— START OF Information provided —

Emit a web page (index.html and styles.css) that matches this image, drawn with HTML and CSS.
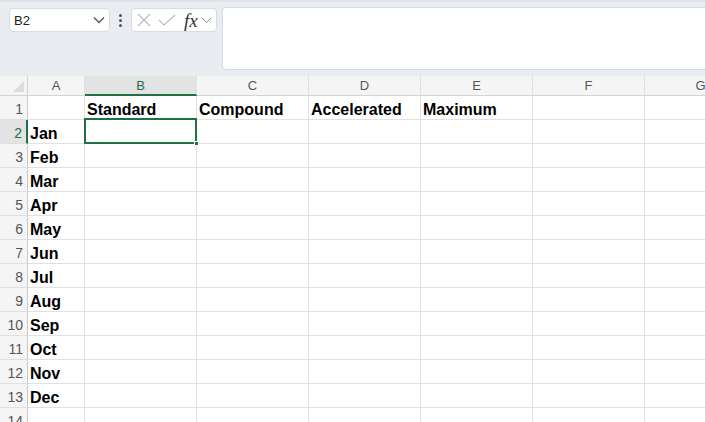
FILE: index.html
```html
<!DOCTYPE html>
<html lang="en">
<head>
    <meta charset="UTF-8">
    <title>Sheet</title>
    <link rel="stylesheet" href="styles.css">
</head>
<body>
    <div class="toolbar">
        <div class="name-box">
            <span>B2</span>
            <svg width="12" height="8" viewBox="0 0 12 8"><path d="M1 1.5 L6 6.5 L11 1.5" fill="none" stroke="#555" stroke-width="1.3"/></svg>
        </div>
        <div class="dots"><i></i><i></i><i></i></div>
        <div class="fx-box">
            <svg width="16" height="16" viewBox="0 0 16 16"><path d="M2 2 L14 14 M14 2 L2 14" stroke="#bcbcbc" stroke-width="1.2"/></svg>
            <svg width="18" height="16" viewBox="0 0 18 16"><path d="M1 8 L6 13 L17 3" fill="none" stroke="#bcbcbc" stroke-width="1.2"/></svg>
            <span class="fx">fx</span>
            <svg width="11" height="7" viewBox="0 0 11 7"><path d="M1 1 L5.5 5.5 L10 1" fill="none" stroke="#888" stroke-width="1"/></svg>
        </div>
        <div class="formula-input"></div>
    </div>
    <div class="sheet">
        <div class="corner"></div>
        <div class="col-head">A</div>
        <div class="col-head active">B</div>
        <div class="col-head">C</div>
        <div class="col-head">D</div>
        <div class="col-head">E</div>
        <div class="col-head">F</div>
        <div class="col-head">G</div>

        <div class="row-head">1</div>
        <div class="cell"></div><div class="cell">Standard</div><div class="cell">Compound</div><div class="cell">Accelerated</div><div class="cell">Maximum</div><div class="cell"></div><div class="cell"></div>

        <div class="row-head active">2</div>
        <div class="cell">Jan</div><div class="cell selected"></div><div class="cell"></div><div class="cell"></div><div class="cell"></div><div class="cell"></div><div class="cell"></div>

        <div class="row-head">3</div>
        <div class="cell">Feb</div><div class="cell"></div><div class="cell"></div><div class="cell"></div><div class="cell"></div><div class="cell"></div><div class="cell"></div>

        <div class="row-head">4</div>
        <div class="cell">Mar</div><div class="cell"></div><div class="cell"></div><div class="cell"></div><div class="cell"></div><div class="cell"></div><div class="cell"></div>

        <div class="row-head">5</div>
        <div class="cell">Apr</div><div class="cell"></div><div class="cell"></div><div class="cell"></div><div class="cell"></div><div class="cell"></div><div class="cell"></div>

        <div class="row-head">6</div>
        <div class="cell">May</div><div class="cell"></div><div class="cell"></div><div class="cell"></div><div class="cell"></div><div class="cell"></div><div class="cell"></div>

        <div class="row-head">7</div>
        <div class="cell">Jun</div><div class="cell"></div><div class="cell"></div><div class="cell"></div><div class="cell"></div><div class="cell"></div><div class="cell"></div>

        <div class="row-head">8</div>
        <div class="cell">Jul</div><div class="cell"></div><div class="cell"></div><div class="cell"></div><div class="cell"></div><div class="cell"></div><div class="cell"></div>

        <div class="row-head">9</div>
        <div class="cell">Aug</div><div class="cell"></div><div class="cell"></div><div class="cell"></div><div class="cell"></div><div class="cell"></div><div class="cell"></div>

        <div class="row-head">10</div>
        <div class="cell">Sep</div><div class="cell"></div><div class="cell"></div><div class="cell"></div><div class="cell"></div><div class="cell"></div><div class="cell"></div>

        <div class="row-head">11</div>
        <div class="cell">Oct</div><div class="cell"></div><div class="cell"></div><div class="cell"></div><div class="cell"></div><div class="cell"></div><div class="cell"></div>

        <div class="row-head">12</div>
        <div class="cell">Nov</div><div class="cell"></div><div class="cell"></div><div class="cell"></div><div class="cell"></div><div class="cell"></div><div class="cell"></div>

        <div class="row-head">13</div>
        <div class="cell">Dec</div><div class="cell"></div><div class="cell"></div><div class="cell"></div><div class="cell"></div><div class="cell"></div><div class="cell"></div>

        <div class="row-head">14</div>
        <div class="cell"></div><div class="cell"></div><div class="cell"></div><div class="cell"></div><div class="cell"></div><div class="cell"></div><div class="cell"></div>
    </div>
</body>
</html>
```

FILE: styles.css
```css
body {
    margin: 0;
    padding: 0;
    width: 705px;
    height: 422px;
    overflow: hidden;
    background: #fff;
    font-family: 'Liberation Sans', Arial, sans-serif;
}
.toolbar {
    height: 76px;
    background: #e9ecf0;
    border-top: 2px solid #dfe2e6;
    box-sizing: border-box;
    display: flex;
    align-items: flex-start;
    padding: 5px 0 0 9px;
}
.name-box {
    width: 101px;
    height: 24px;
    box-sizing: border-box;
    margin-top: 1px;
    background: #fff;
    border: 1px solid #d8dbdf;
    border-radius: 4px;
    display: flex;
    align-items: center;
    justify-content: space-between;
    padding: 0 4px 0 4px;
    font-size: 13px;
    color: #222;
}
.dots {
    width: 21px;
    height: 24px;
    margin-top: 1px;
    display: flex;
    flex-direction: column;
    align-items: center;
    justify-content: center;
    gap: 2px;
}
.dots i {
    width: 3px;
    height: 3px;
    border-radius: 50%;
    background: #555;
}
.fx-box {
    width: 86px;
    height: 24px;
    box-sizing: border-box;
    margin-top: 1px;
    background: #fff;
    border: 1px solid #d8dbdf;
    border-radius: 4px;
    display: flex;
    align-items: center;
    padding: 0 3px 0 4px;
    gap: 6px;
}
.fx-box .fx {
    font-family: 'Liberation Serif', serif;
    font-style: italic;
    font-size: 19px;
    line-height: 1;
    color: #333;
    margin-left: 2px;
    margin-right: -3px;
}
.formula-input {
    flex: 1;
    height: 63px;
    margin-left: 5px;
    background: #fff;
    border: 1px solid #d8dbdf;
    border-right: none;
    border-radius: 4px 0 0 4px;
    box-sizing: border-box;
}
.sheet {
    display: grid;
    grid-template-columns: 28px 57px repeat(6, 112px);
    grid-template-rows: 20px repeat(14, 24px);
    font-size: 16px;
}
.corner {
    background: #f5f5f5;
    border-right: 1px solid #d4d4d4;
    border-bottom: 1px solid #d4d4d4;
    position: relative;
}
.corner::after {
    content: '';
    position: absolute;
    right: 3px;
    bottom: 3px;
    border-left: 11px solid transparent;
    border-bottom: 11px solid #dcdcdc;
}
.col-head {
    background: #f5f5f5;
    border-right: 1px solid #e0e0e0;
    border-bottom: 1px solid #d4d4d4;
    display: flex;
    align-items: center;
    justify-content: center;
    font-size: 13px;
    color: #555;
}
.col-head.active {
    background: #e3e3e3;
    color: #1e7145;
    border-bottom: 2px solid #1e7145;
}
.row-head {
    background: #f5f5f5;
    border-right: 1px solid #c8c8c8;
    border-bottom: 1px solid #e0e0e0;
    display: flex;
    align-items: center;
    justify-content: flex-end;
    padding: 3px 4px 0 0;
    box-sizing: border-box;
    font-size: 14px;
    color: #555;
}
.row-head.active {
    background: #e3e3e3;
    color: #1e7145;
    border-right: 2px solid #1e7145;
}
.cell {
    border-right: 1px solid #e1e1e1;
    border-bottom: 1px solid #e1e1e1;
    display: flex;
    align-items: center;
    padding: 4px 0 0 2px;
    box-sizing: border-box;
    font-weight: bold;
    color: #000;
    white-space: nowrap;
}
.cell.selected {
    position: relative;
}
.cell.selected::before {
    content: '';
    position: absolute;
    left: -1px;
    top: -2px;
    right: -1px;
    bottom: -1px;
    border: 2px solid #1e7145;
}
.cell.selected::after {
    content: '';
    position: absolute;
    right: -3px;
    bottom: -3px;
    width: 5px;
    height: 5px;
    background: #1e7145;
    border: 1px solid #fff;
    box-sizing: border-box;
}
```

— END OF Information provided —

### Given exercise:
Would you set down the listing exactly, omitting pictures?

### Response to the exercise:
Emit a web page (index.html and styles.css) that matches this image, drawn with HTML and CSS.
FILE: index.html
```html
<!DOCTYPE html>
<html lang="en">
<head>
    <meta charset="UTF-8">
    <title>Sheet</title>
    <link rel="stylesheet" href="styles.css">
</head>
<body>
    <div class="toolbar">
        <div class="name-box">
            <span>B2</span>
            <svg width="12" height="8" viewBox="0 0 12 8"><path d="M1 1.5 L6 6.5 L11 1.5" fill="none" stroke="#555" stroke-width="1.3"/></svg>
        </div>
        <div class="dots"><i></i><i></i><i></i></div>
        <div class="fx-box">
            <svg width="16" height="16" viewBox="0 0 16 16"><path d="M2 2 L14 14 M14 2 L2 14" stroke="#bcbcbc" stroke-width="1.2"/></svg>
            <svg width="18" height="16" viewBox="0 0 18 16"><path d="M1 8 L6 13 L17 3" fill="none" stroke="#bcbcbc" stroke-width="1.2"/></svg>
            <span class="fx">fx</span>
            <svg width="11" height="7" viewBox="0 0 11 7"><path d="M1 1 L5.5 5.5 L10 1" fill="none" stroke="#888" stroke-width="1"/></svg>
        </div>
        <div class="formula-input"></div>
    </div>
    <div class="sheet">
        <div class="corner"></div>
        <div class="col-head">A</div>
        <div class="col-head active">B</div>
        <div class="col-head">C</div>
        <div class="col-head">D</div>
        <div class="col-head">E</div>
        <div class="col-head">F</div>
        <div class="col-head">G</div>

        <div class="row-head">1</div>
        <div class="cell"></div><div class="cell">Standard</div><div class="cell">Compound</div><div class="cell">Accelerated</div><div class="cell">Maximum</div><div class="cell"></div><div class="cell"></div>

        <div class="row-head active">2</div>
        <div class="cell">Jan</div><div class="cell selected"></div><div class="cell"></div><div class="cell"></div><div class="cell"></div><div class="cell"></div><div class="cell"></div>

        <div class="row-head">3</div>
        <div class="cell">Feb</div><div class="cell"></div><div class="cell"></div><div class="cell"></div><div class="cell"></div><div class="cell"></div><div class="cell"></div>

        <div class="row-head">4</div>
        <div class="cell">Mar</div><div class="cell"></div><div class="cell"></div><div class="cell"></div><div class="cell"></div><div class="cell"></div><div class="cell"></div>

        <div class="row-head">5</div>
        <div class="cell">Apr</div><div class="cell"></div><div class="cell"></div><div class="cell"></div><div class="cell"></div><div class="cell"></div><div class="cell"></div>

        <div class="row-head">6</div>
        <div class="cell">May</div><div class="cell"></div><div class="cell"></div><div class="cell"></div><div class="cell"></div><div class="cell"></div><div class="cell"></div>

        <div class="row-head">7</div>
        <div class="cell">Jun</div><div class="cell"></div><div class="cell"></div><div class="cell"></div><div class="cell"></div><div class="cell"></div><div class="cell"></div>

        <div class="row-head">8</div>
        <div class="cell">Jul</div><div class="cell"></div><div class="cell"></div><div class="cell"></div><div class="cell"></div><div class="cell"></div><div class="cell"></div>

        <div class="row-head">9</div>
        <div class="cell">Aug</div><div class="cell"></div><div class="cell"></div><div class="cell"></div><div class="cell"></div><div class="cell"></div><div class="cell"></div>

        <div class="row-head">10</div>
        <div class="cell">Sep</div><div class="cell"></div><div class="cell"></div><div class="cell"></div><div class="cell"></div><div class="cell"></div><div class="cell"></div>

        <div class="row-head">11</div>
        <div class="cell">Oct</div><div class="cell"></div><div class="cell"></div><div class="cell"></div><div class="cell"></div><div class="cell"></div><div class="cell"></div>

        <div class="row-head">12</div>
        <div class="cell">Nov</div><div class="cell"></div><div class="cell"></div><div class="cell"></div><div class="cell"></div><div class="cell"></div><div class="cell"></div>

        <div class="row-head">13</div>
        <div class="cell">Dec</div><div class="cell"></div><div class="cell"></div><div class="cell"></div><div class="cell"></div><div class="cell"></div><div class="cell"></div>

        <div class="row-head">14</div>
        <div class="cell"></div><div class="cell"></div><div class="cell"></div><div class="cell"></div><div class="cell"></div><div class="cell"></div><div class="cell"></div>
    </div>
</body>
</html>
```

FILE: styles.css
```css
body {
    margin: 0;
    padding: 0;
    width: 705px;
    height: 422px;
    overflow: hidden;
    background: #fff;
    font-family: 'Liberation Sans', Arial, sans-serif;
}
.toolbar {
    height: 76px;
    background: #e9ecf0;
    border-top: 2px solid #dfe2e6;
    box-sizing: border-box;
    display: flex;
    align-items: flex-start;
    padding: 5px 0 0 9px;
}
.name-box {
    width: 101px;
    height: 24px;
    box-sizing: border-box;
    margin-top: 1px;
    background: #fff;
    border: 1px solid #d8dbdf;
    border-radius: 4px;
    display: flex;
    align-items: center;
    justify-content: space-between;
    padding: 0 4px 0 4px;
    font-size: 13px;
    color: #222;
}
.dots {
    width: 21px;
    height: 24px;
    margin-top: 1px;
    display: flex;
    flex-direction: column;
    align-items: center;
    justify-content: center;
    gap: 2px;
}
.dots i {
    width: 3px;
    height: 3px;
    border-radius: 50%;
    background: #555;
}
.fx-box {
    width: 86px;
    height: 24px;
    box-sizing: border-box;
    margin-top: 1px;
    background: #fff;
    border: 1px solid #d8dbdf;
    border-radius: 4px;
    display: flex;
    align-items: center;
    padding: 0 3px 0 4px;
    gap: 6px;
}
.fx-box .fx {
    font-family: 'Liberation Serif', serif;
    font-style: italic;
    font-size: 19px;
    line-height: 1;
    color: #333;
    margin-left: 2px;
    margin-right: -3px;
}
.formula-input {
    flex: 1;
    height: 63px;
    margin-left: 5px;
    background: #fff;
    border: 1px solid #d8dbdf;
    border-right: none;
    border-radius: 4px 0 0 4px;
    box-sizing: border-box;
}
.sheet {
    display: grid;
    grid-template-columns: 28px 57px repeat(6, 112px);
    grid-template-rows: 20px repeat(14, 24px);
    font-size: 16px;
}
.corner {
    background: #f5f5f5;
    border-right: 1px solid #d4d4d4;
    border-bottom: 1px solid #d4d4d4;
    position: relative;
}
.corner::after {
    content: '';
    position: absolute;
    right: 3px;
    bottom: 3px;
    border-left: 11px solid transparent;
    border-bottom: 11px solid #dcdcdc;
}
.col-head {
    background: #f5f5f5;
    border-right: 1px solid #e0e0e0;
    border-bottom: 1px solid #d4d4d4;
    display: flex;
    align-items: center;
    justify-content: center;
    font-size: 13px;
    color: #555;
}
.col-head.active {
    background: #e3e3e3;
    color: #1e7145;
    border-bottom: 2px solid #1e7145;
}
.row-head {
    background: #f5f5f5;
    border-right: 1px solid #c8c8c8;
    border-bottom: 1px solid #e0e0e0;
    display: flex;
    align-items: center;
    justify-content: flex-end;
    padding: 3px 4px 0 0;
    box-sizing: border-box;
    font-size: 14px;
    color: #555;
}
.row-head.active {
    background: #e3e3e3;
    color: #1e7145;
    border-right: 2px solid #1e7145;
}
.cell {
    border-right: 1px solid #e1e1e1;
    border-bottom: 1px solid #e1e1e1;
    display: flex;
    align-items: center;
    padding: 4px 0 0 2px;
    box-sizing: border-box;
    font-weight: bold;
    color: #000;
    white-space: nowrap;
}
.cell.selected {
    position: relative;
}
.cell.selected::before {
    content: '';
    position: absolute;
    left: -1px;
    top: -2px;
    right: -1px;
    bottom: -1px;
    border: 2px solid #1e7145;
}
.cell.selected::after {
    content: '';
    position: absolute;
    right: -3px;
    bottom: -3px;
    width: 5px;
    height: 5px;
    background: #1e7145;
    border: 1px solid #fff;
    box-sizing: border-box;
}
```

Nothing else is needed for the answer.